На следующий день был первый урок. Подготовился хорошо, играл уверенно. Владимир Григорьевич, поставив ноты «Двадцать четвертой» Бетховена на пюпитр, сидел за соседним роялем. Внимательно слушал, не останавливал. Я доиграл. Он похвалил. И тем не менее стал заниматься. И часовой урок ушел на разбор… первой странички сонаты. Был проанализирован каждый аккорд, каждый штрих, каждая динамическая подробность. Он объяснял, показывал, требовал непременного выполнения задания и не переходил к следующему, пока не слышал нужного звучания в моем исполнении.

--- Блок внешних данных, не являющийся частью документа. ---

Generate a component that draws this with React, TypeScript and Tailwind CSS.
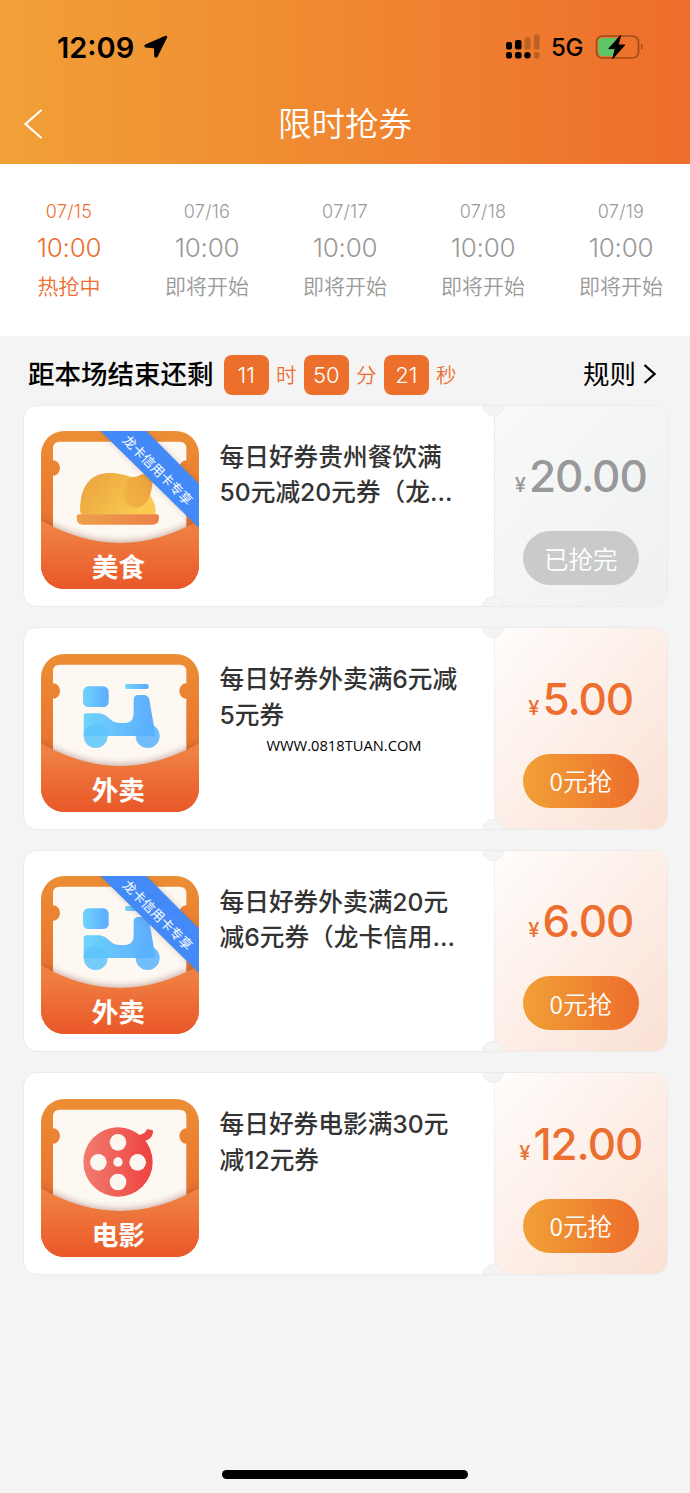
import { clsx } from "clsx";
import type { ReactNode } from "react";

type Kind = "food" | "delivery" | "movie";

type Coupon = {
  readonly id: number;
  readonly kind: Kind;
  readonly label: string;
  readonly lines: readonly [string, string];
  readonly price: string;
  readonly cardOnly?: boolean;
  readonly soldOut?: boolean;
  readonly watermark?: string;
};

const SESSIONS = [
  { date: "07/15", time: "10:00", status: "热抢中", active: true },
  { date: "07/16", time: "10:00", status: "即将开始", active: false },
  { date: "07/17", time: "10:00", status: "即将开始", active: false },
  { date: "07/18", time: "10:00", status: "即将开始", active: false },
  { date: "07/19", time: "10:00", status: "即将开始", active: false },
];

const COUPONS: readonly Coupon[] = [
  {
    id: 1,
    kind: "food",
    label: "美食",
    lines: ["每日好券贵州餐饮满", "50元减20元券（龙..."],
    price: "20.00",
    cardOnly: true,
    soldOut: true,
  },
  {
    id: 2,
    kind: "delivery",
    label: "外卖",
    lines: ["每日好券外卖满6元减", "5元券"],
    price: "5.00",
    watermark: "WWW.0818TUAN.COM",
  },
  {
    id: 3,
    kind: "delivery",
    label: "外卖",
    lines: ["每日好券外卖满20元", "减6元券（龙卡信用..."],
    price: "6.00",
    cardOnly: true,
  },
  {
    id: 4,
    kind: "movie",
    label: "电影",
    lines: ["每日好券电影满30元", "减12元券"],
    price: "12.00",
  },
];

function StatusBar() {
  return (
    <div className="flex h-[94px] items-center pl-[57px] pr-[46px] text-black">
      <span className="w-[78px] whitespace-nowrap text-[29px] font-semibold leading-none">12:09</span>
      <svg className="ml-[9px] h-[24px] w-[24px]" viewBox="0 0 24 24" aria-hidden="true">
        <path
          d="M22 2 12.300 21.300 11.600 21.300 11.200 12.200 1.800 11.200 1.800 10.600Z"
          fill="currentColor"
          stroke="currentColor"
          strokeWidth="2.600"
          strokeLinejoin="round"
        />
      </svg>
      <svg className="ml-auto h-[26px] w-[36px]" viewBox="0 0 36 26" aria-hidden="true">
        <g fill="#000">
          <rect x="1" y="8" width="6" height="7.500" rx="2" />
          <rect x="10" y="6" width="6.500" height="9.500" rx="2" />
          <rect x="1" y="18" width="6" height="6.500" rx="2.200" />
          <rect x="10" y="18" width="6.500" height="6.500" rx="2.200" />
          <circle cx="22.500" cy="21.300" r="3.200" />
        </g>
        <g fill="#000" opacity="0.2">
          <rect x="19.500" y="3.500" width="6" height="12" rx="1.500" />
          <rect x="29" y="0.500" width="5.500" height="15" rx="1.500" />
          <rect x="29" y="18" width="5.500" height="6.500" rx="1.500" />
        </g>
      </svg>
      <span className="ml-[10px] w-[34px] pt-px text-[24px] font-medium leading-[26px] tracking-[-0.3px]">5G</span>
      <svg className="ml-[10px] h-[26px] w-[49px]" viewBox="0 0 49 26" aria-hidden="true">
        <rect x="1.500" y="2" width="42" height="22" rx="6" fill="none" stroke="#9a4c18" strokeWidth="1.700" />
        <path d="M46 9.500c2 .7 2 5.800 0 6.500Z" fill="#9a4c18" />
        <path d="M7 4h14v18H7a3.500 3.500 0 0 1-3.500-3.500v-11A3.500 3.500 0 0 1 7 4Z" fill="#5cc566" />
        <path
          d="M25.500 1.500 13.800 14.600h6.500l-2.600 10L29.800 11h-6.600Z"
          fill="#000"
          stroke="#000"
          strokeWidth="1"
          strokeLinejoin="round"
        />
      </svg>
    </div>
  );
}

function Header() {
  return (
    <header className="h-[164px] bg-linear-to-r from-[#f1a037] to-[#ed6d2b]">
      <StatusBar />
      <div className="grid h-[60px] grid-cols-[60px_1fr_60px] items-center text-white">
        <svg className="ml-[23px] h-[32px] w-[20px]" viewBox="0 0 20 32" aria-hidden="true">
          <path d="M18.500 2 2.500 16l16 14" fill="none" stroke="#fff" strokeWidth="2.200" />
        </svg>
        <h1 className="text-center text-[33.500px] font-[350] leading-[60px]">限时抢券</h1>
      </div>
    </header>
  );
}

function SessionTabs() {
  return (
    <nav className="grid h-[172px] grid-cols-5 bg-white pt-[34px]">
      {SESSIONS.map((s) => (
        <div
          key={s.date}
          className={clsx("flex flex-col items-center", s.active ? "text-[#ec6f30]" : "text-[#999]")}
        >
          <span className="text-[18px] font-[350] leading-[27px] tracking-[0.3px]">{s.date}</span>
          <span className="mt-[3px] text-[26px] font-[350] leading-[40px] tracking-[-0.200px]">{s.time}</span>
          <span className="mt-[4px] whitespace-nowrap text-[21px] font-[350] leading-[30px]">{s.status}</span>
        </div>
      ))}
    </nav>
  );
}

function TimeBox({ value, unit }: { readonly value: string; readonly unit: string }) {
  return (
    <>
      <span className="flex h-[40px] w-[44.500px] items-center justify-center rounded-[8px] bg-[#ec6f2c] text-[22px] font-light text-white">
        {value}
      </span>
      <span className="w-[35.500px] text-center text-[20.500px] font-[350] leading-[41px] text-[#ec6f30]">{unit}</span>
    </>
  );
}

function Countdown() {
  return (
    <div className="flex h-[68.500px] items-start pl-[28px] pr-[34px] pt-[19px] text-black">
      <span className="w-[196px] text-[26.500px] font-medium leading-[38px]">距本场结束还剩</span>
      <TimeBox value="11" unit="时" />
      <TimeBox value="50" unit="分" />
      <TimeBox value="21" unit="秒" />
      <span className="ml-auto text-[26.500px] leading-[38px]">规则</span>
      <svg className="ml-[7px] mt-[9px] h-[20px] w-[13px]" viewBox="0 0 13 20" aria-hidden="true">
        <path d="m1.500 1 10 9-10 9" fill="none" stroke="#000" strokeWidth="2.300" />
      </svg>
    </div>
  );
}

function Chicken() {
  return (
    <g>
      <path
        d="M124 251Q117 247 117 240C118 198 124 172 146 148c18-18 44-24 70-22 26 1 40 10 62 12h34c14 20 12 42 18 60 12 18 16 36 12 53Z"
        fill="url(#chicken)"
      />
      <path
        d="M256 148c12-10 28-8 42-16 14-6 34-2 36 14 2 14-2 32-8 48-8 24-26 38-48 36-22-2-32-20-30-42 1-16 8-26 8-40Z"
        fill="url(#leg)"
      />
      <path d="M107 257q0-7 7-7h233q7 0 7 7v4q0 20-20 20H127q-20 0-20-20Z" fill="url(#plate)" />
    </g>
  );
}

function Scooter() {
  return (
    <g>
      <rect x="126" y="97" width="77" height="62" rx="16" fill="url(#sky)" />
      <rect x="252" y="90" width="71" height="15" rx="6" fill="url(#sky)" />
      <path
        d="M128 186q0-8 8-8h34c34 0 34 29 66 29h14c22 0 28-12 28-32v-38q0-14 14-14h16q14 0 17 14l19 109H128Z"
        fill="url(#sky)"
      />
      <circle cx="164" cy="246" r="36" fill="#5cc4fa" opacity="0.85" />
      <circle cx="320" cy="246" r="36" fill="#58b3fd" opacity="0.85" />
    </g>
  );
}

function FilmReel() {
  return (
    <g>
      <path d="M286 108c16 0 28-6 32-18l18 4c1 20-12 30-32 34Z" fill="#ee4a44" />
      <circle cx="231" cy="189" r="104" fill="url(#reel)" />
      <g fill="#fdf7f2">
        <circle cx="231" cy="130" r="25" />
        <circle cx="172" cy="190" r="25" />
        <circle cx="290" cy="190" r="25" />
        <circle cx="231" cy="249" r="25" />
        <circle cx="231" cy="189" r="14" />
      </g>
    </g>
  );
}

const ART: Record<Kind, ReactNode> = {
  food: <Chicken />,
  delivery: <Scooter />,
  movie: <FilmReel />,
};

/** Gradients shared by every coupon icon. */
function IconDefs() {
  return (
    <svg className="absolute h-0 w-0" aria-hidden="true">
      <defs>
        <linearGradient id="frame" x1="0" y1="0" x2="0" y2="1">
          <stop offset="0" stopColor="#ec8e35" />
          <stop offset="0.6" stopColor="#e9732d" />
        </linearGradient>
        <linearGradient id="pocket" x1="0" y1="0" x2="0" y2="1">
          <stop offset="0" stopColor="#f08646" />
          <stop offset="1" stopColor="#ea5728" />
        </linearGradient>
        <linearGradient id="chicken" x1="0" y1="0" x2="1" y2="0.500">
          <stop offset="0" stopColor="#eaa03e" />
          <stop offset="1" stopColor="#f9cb4e" />
        </linearGradient>
        <linearGradient id="leg" x1="1" y1="0" x2="0" y2="0.800">
          <stop offset="0" stopColor="#eba03c" />
          <stop offset="1" stopColor="#f3b444" />
        </linearGradient>
        <linearGradient id="plate">
          <stop offset="0" stopColor="#eda04c" />
          <stop offset="1" stopColor="#ec8048" />
        </linearGradient>
        <linearGradient id="sky">
          <stop offset="0" stopColor="#6fd3fb" />
          <stop offset="1" stopColor="#5cacff" />
        </linearGradient>
        <linearGradient id="reel">
          <stop offset="0" stopColor="#f17c6e" />
          <stop offset="1" stopColor="#ee423f" />
        </linearGradient>
        <clipPath id="tile">
          <rect width="474" height="474" rx="70" />
        </clipPath>
        <filter id="soft" x="-20%" y="-20%" width="140%" height="140%">
          <feGaussianBlur stdDeviation="9" />
        </filter>
      </defs>
    </svg>
  );
}

function CouponIcon({ kind, label, ribbon }: { readonly kind: Kind; readonly label: string; readonly ribbon?: boolean }) {
  return (
    <svg className="h-[158px] w-[158px] shrink-0 overflow-visible" viewBox="0 0 474 474">
      <g clipPath="url(#tile)">
        <rect width="474" height="474" fill="url(#frame)" />
        <path
          d="M36 52q0-20 20-20h360q20 0 20 20v36a21 23 0 1 0 0 46v230H36V134a21 23 0 1 0 0-46Z"
          fill="#fdf8f2"
        />
        {ART[kind]}
        <path d="M0 262Q237 398 474 262V474H0Z" fill="#8a4a3c" opacity="0.4" filter="url(#soft)" />
        <path d="M0 268Q237 404 474 268V474H0Z" fill="url(#pocket)" />
        {ribbon ? (
          <>
            <path d="M178 0h138l158 158v133Z" fill="#7a4a30" opacity="0.25" filter="url(#soft)" />
            <path d="M178 0h138l158 158v133Z" fill="#4389f7" />
          </>
        ) : null}
      </g>
      <text
        x="232"
        y="437"
        textAnchor="middle"
        className="fill-white font-['Noto_Sans_CJK_SC',sans-serif] text-[80px] font-bold"
      >
        {label}
      </text>
      {ribbon ? (
        <text
          x="0"
          y="14"
          textAnchor="middle"
          transform="translate(350 118) rotate(45)"
          className="fill-white font-['Noto_Sans_CJK_SC',sans-serif] text-[39.500px]"
        >
          龙卡信用卡专享
        </text>
      ) : null}
    </svg>
  );
}

function Notch({ className }: { readonly className: string }) {
  return (
    <span
      className={clsx("absolute left-[458px] h-[22px] w-[22px] rounded-full border border-[#ececec] bg-[#f4f4f4]", className)}
    />
  );
}

function CouponCard({ coupon }: { readonly coupon: Coupon }) {
  const { soldOut = false } = coupon;
  return (
    <li className="relative flex h-[202.500px] overflow-hidden rounded-[14px] border border-[#ebebeb] bg-white">
      <div className="flex w-[470px] pl-[17px] pt-[25.500px]">
        <CouponIcon kind={coupon.kind} label={coupon.label} ribbon={coupon.cardOnly} />
        <div className="ml-[21px] mt-[8.500px] whitespace-nowrap text-[24.700px] font-medium leading-[35.500px] text-[#333]">
          <p>{coupon.lines[0]}</p>
          <p>{coupon.lines[1]}</p>
        </div>
      </div>
      <div
        className={clsx(
          "flex flex-1 flex-col items-center border-l border-dashed",
          soldOut
            ? "border-[#e6e8e8] bg-linear-to-br from-[#f8f9f9] to-[#eff1f1]"
            : "border-[#f6ece7] bg-linear-to-br from-[#fffdfc] to-[#fae0d3]",
        )}
      >
        <div className={clsx("mt-[44.500px] flex h-[52px] items-baseline", soldOut ? "text-[#999]" : "text-[#ec6f30]")}>
          <span className="mr-[3px] text-[20px] font-medium">¥</span>
          <span className="text-[44px] font-medium leading-[52px] tracking-[-1.100px]">{coupon.price}</span>
        </div>
        <button
          type="button"
          className={clsx(
            "mt-[29px] h-[54px] w-[116px] rounded-full font-['Noto_Sans_CJK_SC',sans-serif] text-[24.500px] font-[350] leading-[53px] text-white",
            soldOut ? "bg-[#c9caca]" : "bg-linear-to-r from-[#f0a037] to-[#ed6d2b]",
          )}
        >
          {soldOut ? "已抢完" : "0元抢"}
        </button>
      </div>
      <Notch className="-top-[12px]" />
      <Notch className="-bottom-[12px]" />
      {coupon.watermark ? (
        <span className="absolute left-[243px] top-[106px] font-['Open_Sans',sans-serif] text-[14.700px] leading-[22px] text-black">
          {coupon.watermark}
        </span>
      ) : null}
    </li>
  );
}

export default function App() {
  return (
    <div className="flex h-[1493px] w-[690px] flex-col overflow-hidden bg-[#f4f4f4] font-['Inter','Noto_Sans_CJK_SC',sans-serif]">
      <IconDefs />
      <Header />
      <SessionTabs />
      <Countdown />
      <ul className="flex flex-col gap-[20px] pl-[22.500px] pr-[22px]">
        {COUPONS.map((coupon) => (
          <CouponCard key={coupon.id} coupon={coupon} />
        ))}
      </ul>
      <div className="mx-auto mb-[14px] mt-auto h-[9px] w-[246px] rounded-full bg-black" />
    </div>
  );
}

Текст разбирался на мельчайшие составляющие, а потом складывался, подобно тому, как из деталей и винтиков «конструктора» складывается игрушка. «Конструктивистская» работа дополнялась объяснением художественного смысла. Профессор не повторял того, что написано о сонате в книгах[4] (это я как раз знал – «начитан был», как все замечали). Казалось, образы, поэтические аналогии рождаются у него импровизационно в процессе объяснения…
Урок закончился. Владимир Григорьевич закрыл ноты, передал их мне и строго сказал:
– В четверг придешь в то же время. Должен закрепить достигнутое. Занимайся.